Last week, Lee shuttered his Encino cocktail lounge Woodley Proper, which was located next door to Scratch|Bar & Kitchen. He will re-invent and re-open the space this fall.

“That’ll come back as a traditional restaurant,” said Lee, who is not sure what it will offer but the goal is to make it “more of a neighborhood restaurant, more approachable” and adding, “it’s definitely going to be chef-driven.”

He has appeared on such shows as “Last Chance Kitchen” and season 13 of “Top Chef” and appeared and won on “Chopped” “Guy’s Grocery Games” and “Cutthroat Kitchen.”

“I did well,” Lee said. “I sort of sometime joke without ‘Food Network,’ these restaurants wouldn’t exist,” he explained, of how winning $10,000, $20,000 at a time helped subsidize his ventures.

“Phillip Frankland Lee has really carved out a niche for himself with over-the-top, luxurious tasting menus – I enjoyed both my meals at Scratch|Bar & Kitchen and at Sushi|Bar, as unconventional as it was,” Chang said.

“It’s cool to see him push the envelope by opening the Silver Bough in (Montecito),” Chang added, referring to Lee’s $550-a-person buy-in concept near Santa Barbara.

Lee originally opened Scratch in Beverly Hills in May 2013, where it ran until July 2015, when Lee decided to re-establish the restaurant at its current address.

Part of the reason Lee brought Scratch to the San Fernando Valley was personal.

“I’m from the Valley,” he said. “I grew up in Encino.”

Lee also found the perfect venue for his concept in the Valley. The second-level space runs shallow and runs wide with a 35-foot-wide kitchen that runs 12-feet deep and the dining area runs another 12-feet deep.

“We didn’t’ have the budget to build a restaurant but (this space) had the bones of what we were looking for,” Lee said.

Behind an unmarked, second-floor door on Ventura Boulevard, Lee runs Scratch as a 24-seat, 21-course establishment with a prefixed tasting menu in which six guests are seated every half hour. There is a bar, bartender and chef but no wait help.

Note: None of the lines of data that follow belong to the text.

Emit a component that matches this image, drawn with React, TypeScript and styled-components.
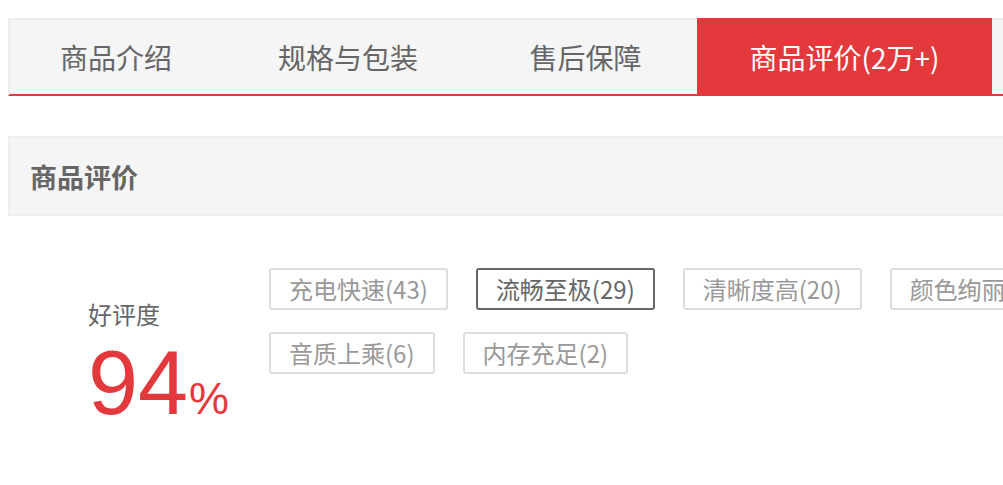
import styled, { createGlobalStyle } from 'styled-components'

const GlobalStyle = createGlobalStyle`
	html, body {
		margin: 0;
		padding: 0;
		background: #fff;
		overflow: hidden;
	}
	body {
		font-family: "Noto Sans CJK SC", "Microsoft YaHei", sans-serif;
		color: #666;
	}
`

const red = '#e4393c'

const Page = styled.div`
	width: 1190px;
	padding: 18px 0 0 8px;
`

const TabBar = styled.ul`
	display: flex;
	margin: 0;
	padding: 0;
	list-style: none;
	background: #f5f5f5;
	border-left: 2px solid #eee;
	border-bottom: 2px solid ${red};
`

interface TabProps {
	$w: number
	$active?: boolean
}

const Tab = styled.li<TabProps>`
	width: ${({ $w }) => $w}px;
	height: 74px;
	border-top: 2px solid ${({ $active }) => ($active ? red : '#eee')};
	background: ${({ $active }) => ($active ? red : 'transparent')};
	color: ${({ $active }) => ($active ? '#fff' : '#666')};
	font-size: 28px;
	line-height: 74px;
	text-align: center;
	white-space: nowrap;
	cursor: pointer;
`

const TabFill = styled.li`
	flex: 1;
	border-top: 2px solid #eee;
`

const SectionHead = styled.div`
	margin-top: 40px;
	height: 76px;
	padding: 0 20px;
	background: #f5f5f5;
	border: 2px solid #eee;
	display: flex;
	align-items: center;

	h3 {
		margin: 0;
		font-size: 27px;
		font-weight: 700;
		color: #666;
		line-height: 1;
	}
`

const Summary = styled.div`
	display: flex;
	padding-top: 52px;
`

const Rate = styled.div`
	width: 181px;
	padding: 34px 0 0 80px;
	flex-shrink: 0;
`

const RateLabel = styled.div`
	font-size: 24px;
	line-height: 24px;
	color: #666;
`

const RateValue = styled.div`
	display: flex;
	align-items: baseline;
	margin-top: 12px;
	color: ${red};
	font-family: "Liberation Sans", Arial, sans-serif;
	font-size: 90px;
	line-height: 90px;

	span {
		font-size: 45px;
		margin-left: 1px;
	}
`

const Tags = styled.div`
	display: flex;
	flex-wrap: wrap;
	gap: 22px 28px;
	width: 900px;
	align-content: flex-start;
`

interface TagProps {
	$selected?: boolean
}

const Tag = styled.span<TagProps>`
	display: inline-block;
	height: 38px;
	padding: 0 18px;
	border: 2px solid ${({ $selected }) => ($selected ? '#666' : '#ddd')};
	border-radius: 3px;
	color: ${({ $selected }) => ($selected ? '#666' : '#999')};
	font-size: 24px;
	line-height: 38px;
	white-space: nowrap;
	cursor: pointer;
`

const tabs = [
	{ label: '商品介绍', w: 212 },
	{ label: '规格与包装', w: 252 },
	{ label: '售后保障', w: 223 },
	{ label: '商品评价(2万+)', w: 295, active: true },
]

const tags = [
	{ label: '充电快速(43)' },
	{ label: '流畅至极(29)', selected: true },
	{ label: '清晰度高(20)' },
	{ label: '颜色绚丽(12)' },
	{ label: '音质上乘(6)' },
	{ label: '内存充足(2)' },
]

export default function App() {
	return (
		<>
			<GlobalStyle />
			<Page>
				<TabBar>
					{tabs.map((t) => (
						<Tab key={t.label} $w={t.w} $active={t.active}>
							{t.label}
						</Tab>
					))}
					<TabFill />
				</TabBar>

				<SectionHead>
					<h3>商品评价</h3>
				</SectionHead>

				<Summary>
					<Rate>
						<RateLabel>好评度</RateLabel>
						<RateValue>
							94<span>%</span>
						</RateValue>
					</Rate>
					<Tags>
						{tags.map((t) => (
							<Tag key={t.label} $selected={t.selected}>
								{t.label}
							</Tag>
						))}
					</Tags>
				</Summary>
			</Page>
		</>
	)
}
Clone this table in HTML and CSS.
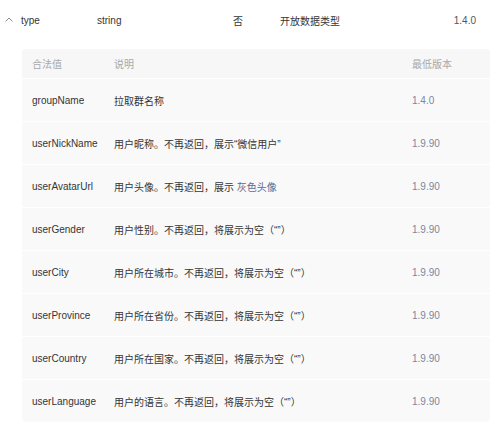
FILE: index.html
```html
<!DOCTYPE html>
<html lang="zh">
<head>
<meta charset="utf-8">
<link rel="stylesheet" href="styles.css">
</head>
<body>
<div class="field">
  <span class="chev"><svg width="8" height="5" viewBox="0 0 8 5"><path d="M0.5 4.5 L4 1 L7.5 4.5" fill="none" stroke="#8a8a8a" stroke-width="1"/></svg></span>
  <span class="name">type</span>
  <span class="ftype">string</span>
  <span class="req">否</span>
  <span class="fdesc">开放数据类型</span>
  <span class="fver">1.4.0</span>
</div>
<div class="panel">
  <div class="row head"><span>合法值</span><span>说明</span><span>最低版本</span></div>
  <div class="row"><span>groupName</span><span>拉取群名称</span><span class="ver">1.4.0</span></div>
  <div class="row"><span>userNickName</span><span>用户昵称。不再返回，展示“微信用户”</span><span class="ver">1.9.90</span></div>
  <div class="row"><span>userAvatarUrl</span><span>用户头像。不再返回，展示 <a class="link">灰色头像</a></span><span class="ver">1.9.90</span></div>
  <div class="row"><span>userGender</span><span>用户性别。不再返回，将展示为空（“”）</span><span class="ver">1.9.90</span></div>
  <div class="row"><span>userCity</span><span>用户所在城市。不再返回，将展示为空（“”）</span><span class="ver">1.9.90</span></div>
  <div class="row"><span>userProvince</span><span>用户所在省份。不再返回，将展示为空（“”）</span><span class="ver">1.9.90</span></div>
  <div class="row"><span>userCountry</span><span>用户所在国家。不再返回，将展示为空（“”）</span><span class="ver">1.9.90</span></div>
  <div class="row"><span>userLanguage</span><span>用户的语言。不再返回，将展示为空（“”）</span><span class="ver">1.9.90</span></div>
</div>
</body>
</html>
```
FILE: styles.css
```css
html, body {
  margin: 0;
  padding: 0;
  background: #ffffff;
}
body {
  font-family: "Liberation Sans", "Noto Sans CJK SC", sans-serif;
  font-size: 10px;
  color: #353535;
  width: 499px;
}
.field {
  display: grid;
  grid-template-columns: 21px 76px 136px 47px 1fr auto;
  align-items: center;
  height: 40px;
  padding-right: 23px;
}
.chev {
  display: flex;
  justify-content: flex-end;
  padding-right: 8px;
  padding-bottom: 2px;
}
.fver {
  color: #555;
}
.panel {
  margin: 9px 9px 0 22px;
  background: #f9f9fa;
  border-radius: 4px;
  overflow: hidden;
}
.row {
  display: grid;
  grid-template-columns: 82px 298px 1fr;
  align-items: center;
  height: 42px;
  padding-left: 10px;
  border-top: 1px solid #ffffff;
}
.row.head {
  height: 29px;
  border-top: none;
  color: #a8a8a8;
  background: #f7f7f8;
}
.ver {
  color: #7b86a0;
}
.link {
  color: #576b95;
}
```
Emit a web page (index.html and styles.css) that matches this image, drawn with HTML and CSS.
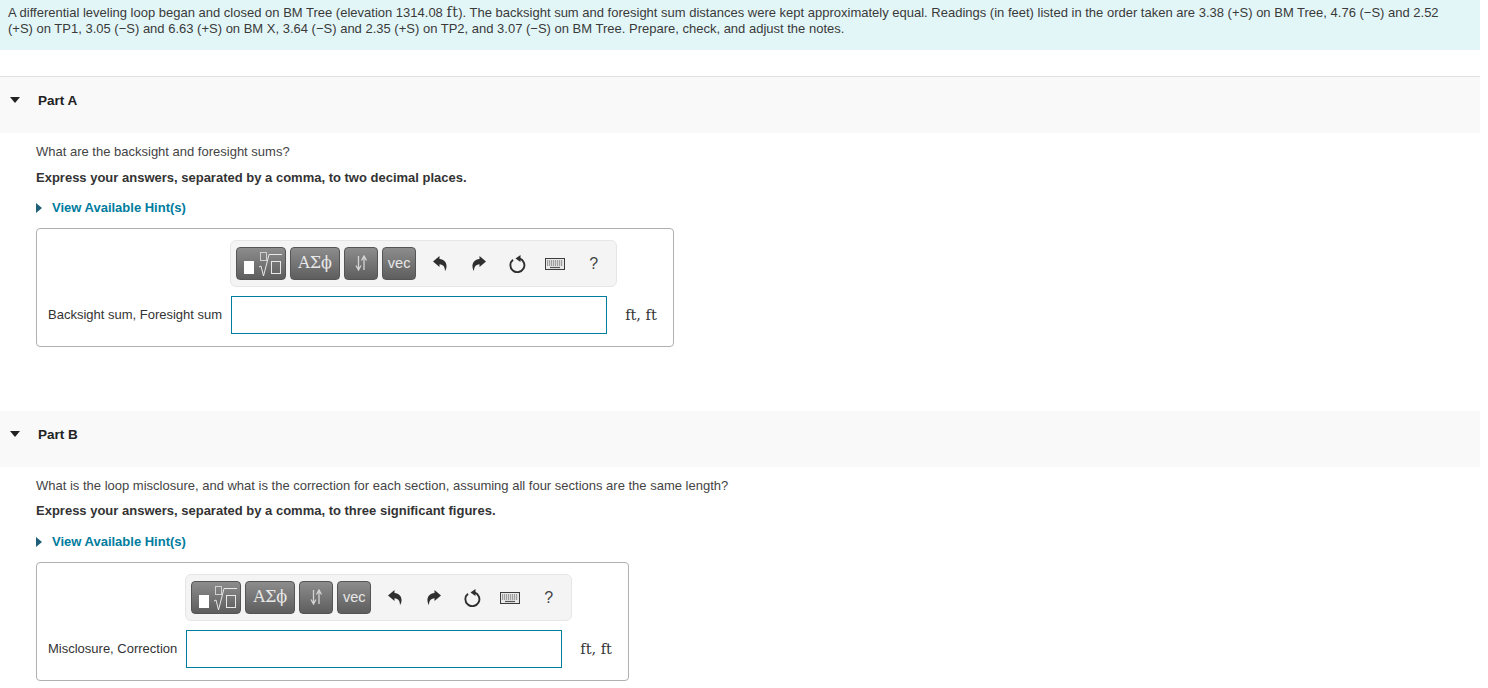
FILE: index.html
```html
<!DOCTYPE html>
<html lang="en">
<head>
<meta charset="utf-8">
<title>Differential leveling loop</title>
<link rel="stylesheet" href="styles.css">
</head>
<body>
<svg class="defs" width="0" height="0" aria-hidden="true">
  <defs>
    <symbol id="i-templates" viewBox="0 0 48 31">
      <rect x="7" y="13" width="10" height="13" fill="#fff"/>
      <rect x="23.500" y="4.500" width="6" height="8" fill="none" stroke="#d0d0d0"/>
      <path d="M22 19 L24 18 L26.500 28 L32 6.500 H45" fill="none" stroke="#e8e8e8" stroke-width="1"/>
      <rect x="34.500" y="13.500" width="9" height="12" fill="none" stroke="#e8e8e8"/>
    </symbol>
    <symbol id="i-arrows" viewBox="0 0 14 16">
      <path d="M4.500 1 V14 M2 10.500 L4.500 15 L7 10.500" fill="none" stroke="#d4d4d4" stroke-width="1.300"/>
      <path d="M10 15 V2 M7.500 5.500 L10 1 L12.500 5.500" fill="none" stroke="#d4d4d4" stroke-width="1.300"/>
    </symbol>
    <symbol id="i-undo" viewBox="0 0 14 15">
      <path d="M0 5.500 L6.500 0 V3 C11 3.200 14 6.500 13.500 11 C13.300 12.800 12.800 14 12 15 C12 11.500 10.500 8.500 6.500 8.300 V11 Z" fill="#2f2f2f"/>
    </symbol>
    <symbol id="i-refresh" viewBox="0 0 17 18">
      <path d="M10.500 3.500 A7 7 0 1 1 4 4.700" fill="none" stroke="#2f2f2f" stroke-width="1.900"/>
      <path d="M6.500 3.500 L11.500 0 V7 Z" fill="#2f2f2f"/>
    </symbol>
    <symbol id="i-keyboard" viewBox="0 0 20 12">
      <rect x=".5" y=".5" width="19" height="11" fill="#e8e8e8" stroke="#3c3c3c"/>
      <path d="M2 3 H18 M2 5 H18 M2 7 H18" stroke="#555" stroke-width="1.200" stroke-dasharray="1.200 .8"/>
      <path d="M5 9.500 H15" stroke="#555" stroke-width="1.200"/>
    </symbol>
  </defs>
</svg>
<main class="page">
  <div class="intro">A differential leveling loop began and closed on BM Tree (elevation 1314.08 <span class="unit-inline">ft</span>). The backsight sum and foresight sum distances were kept approximately equal. Readings (in feet) listed in the order taken are 3.38 (+S) on BM Tree, 4.76 (−S) and 2.52 (+S) on TP1, 3.05 (−S) and 6.63 (+S) on BM X, 3.64 (−S) and 2.35 (+S) on TP2, and 3.07 (−S) on BM Tree. Prepare, check, and adjust the notes.</div>

  <section class="part part-a">
    <header class="part-head"><span class="caret"></span><h2>Part A</h2></header>
    <div class="part-body">
      <p class="question">What are the backsight and foresight sums?</p>
      <p class="instr">Express your answers, separated by a comma, to two decimal places.</p>
      <p class="hint"><span class="hint-caret"></span>View Available Hint(s)</p>
      <div class="answer">
        <div class="toolbar">
          <span class="btn btn-t"><svg width="48" height="31"><use href="#i-templates"/></svg></span>
          <span class="btn btn-g">ΑΣϕ</span>
          <span class="btn btn-a"><svg width="14" height="16"><use href="#i-arrows"/></svg></span>
          <span class="btn btn-v">vec</span>
          <span class="tools">
            <svg width="14" height="15"><use href="#i-undo"/></svg>
            <svg width="14" height="15"><use href="#i-undo"/></svg>
            <svg width="17" height="18"><use href="#i-refresh"/></svg>
            <svg width="20" height="12"><use href="#i-keyboard"/></svg>
            <span class="help">?</span>
          </span>
        </div>
        <label class="lbl">Backsight sum, Foresight sum</label>
        <span class="field"></span>
        <span class="unit">ft, ft</span>
      </div>
    </div>
  </section>

  <section class="part part-b">
    <header class="part-head"><span class="caret"></span><h2>Part B</h2></header>
    <div class="part-body">
      <p class="question">What is the loop misclosure, and what is the correction for each section, assuming all four sections are the same length?</p>
      <p class="instr">Express your answers, separated by a comma, to three significant figures.</p>
      <p class="hint"><span class="hint-caret"></span>View Available Hint(s)</p>
      <div class="answer">
        <div class="toolbar">
          <span class="btn btn-t"><svg width="48" height="31"><use href="#i-templates"/></svg></span>
          <span class="btn btn-g">ΑΣϕ</span>
          <span class="btn btn-a"><svg width="14" height="16"><use href="#i-arrows"/></svg></span>
          <span class="btn btn-v">vec</span>
          <span class="tools">
            <svg width="14" height="15"><use href="#i-undo"/></svg>
            <svg width="14" height="15"><use href="#i-undo"/></svg>
            <svg width="17" height="18"><use href="#i-refresh"/></svg>
            <svg width="20" height="12"><use href="#i-keyboard"/></svg>
            <span class="help">?</span>
          </span>
        </div>
        <label class="lbl">Misclosure, Correction</label>
        <span class="field"></span>
        <span class="unit">ft, ft</span>
      </div>
    </div>
  </section>
</main>
</body>
</html>
```
FILE: styles.css
```css
* { box-sizing: border-box; }
html, body { margin: 0; padding: 0; background: #fff; }
body { font: 13px/16px "Liberation Sans", Arial, sans-serif; color: #333; overflow: hidden; }
.defs { display: block; height: 0; }
.page { width: 1480px; }
.intro { background: #e3f6f7; height: 50px; padding: 5px 30px 0 8px; line-height: 16px; color: #3a3a3a; }
.unit-inline { font-family: "DejaVu Serif", "Liberation Serif", serif; font-size: 14px; line-height: 1; letter-spacing: .5px; }
.part-a { margin-top: 26px; border-top: 1px solid #e0e0e0; }
.part-b { margin-top: 64px; }
.part-head { height: 56px; background: #f9f9f9; display: flex; align-items: flex-start; padding: 15px 0 0 10px; }
.caret { width: 0; height: 0; border-style: solid; border-width: 6px 5.500px 0; border-color: #222 transparent transparent; margin: 5px 18px 0 0; }
h2 { margin: 1px 0 0; font-size: 13.500px; line-height: 16px; font-weight: bold; color: #222; }
.part-body { padding: 11px 0 0 36px; }
p { margin: 0; }
.question { color: #444; }
.instr { margin-top: 10px; font-weight: bold; color: #333; }
.part-b .instr { margin-top: 9px; }
.hint { margin-top: 14px; color: #007c9e; font-weight: bold; display: flex; align-items: center; }
.part-b .hint { margin-top: 15px; }
.hint-caret { width: 0; height: 0; border-style: solid; border-width: 5px 0 5px 6px; border-color: transparent transparent transparent #1f5f7a; margin-right: 10px; }
.answer { margin-top: 12px; width: fit-content; border: 1px solid #b0b0b0; border-radius: 4px; padding: 11px 16px 12px 11px; display: grid; grid-template-columns: auto 376px auto; column-gap: 9px; row-gap: 9px; align-items: center; }
.toolbar { grid-column: 2 / 4; grid-row: 1; justify-self: start; margin-left: -1px; width: 387px; height: 47px; background: #f4f4f4; border: 1px solid #e6e6e6; border-radius: 6px; display: flex; align-items: center; padding-left: 5px; gap: 4px; }
.btn { height: 33px; border-radius: 4px; background: linear-gradient(#8c8c8c, #5e5e5e); border: 1px solid #555; display: flex; align-items: center; justify-content: center; color: #e8e8e8; padding-bottom: 2px; }
.btn svg { display: block; }
.btn-t { width: 50px; padding-bottom: 0; }
.btn-g { width: 50px; font: 16px "DejaVu Serif", "Liberation Serif", serif; }
.btn-a { width: 34px; padding-bottom: 1px; }
.btn-v { width: 34px; font-size: 14.500px; }
.tools { display: flex; align-items: center; margin-left: 13px; }
.tools svg:nth-child(1) { margin-right: 25px; }
.tools svg:nth-child(2) { margin-right: 23px; transform: scaleX(-1); }
.tools svg:nth-child(3) { margin-right: 19px; }
.tools svg:nth-child(4) { margin-right: 24px; }
.help { font-size: 16px; color: #444; }
.lbl { grid-column: 1; grid-row: 2; color: #333; }
.field { grid-column: 2; grid-row: 2; height: 38px; border: 1px solid #007c9e; background: #fff; }
.unit { grid-column: 3; grid-row: 2; margin-left: 9px; font: 14.500px "DejaVu Serif", "Liberation Serif", serif; color: #333; }
```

“It’s maître’d dining in the kitchens with the chefs, there are no servers in the restaurants,” Lee said.

The curated dishes — with meals cooked on a fire, no gas — launch with micro-cocktails and develop from there.

At the Night Market, Scratch|Bar & Kitchen served wagyu rib-eye wrapped in sake-soaked nori, served with a broth of mushrooms and ox tails and pickled cherry blossom.

Lee took part with seven other top chefs in preparing two evenings of dinners.

“That was fantastic,” Lee said. “We had two sold out nights where everyone got the most delicious rare beef in the entire world.”

While Lee said his enterprises have calmed down on participating in food festivals, returning to Food Bowl turned out to be one of the few exceptions.

“We used to do a lot more,” Lee said, “(but) it’s a huge honor to be asked from the Los Angeles Times. They bring chefs from all over the world. It’s just fun to be in that conversation.”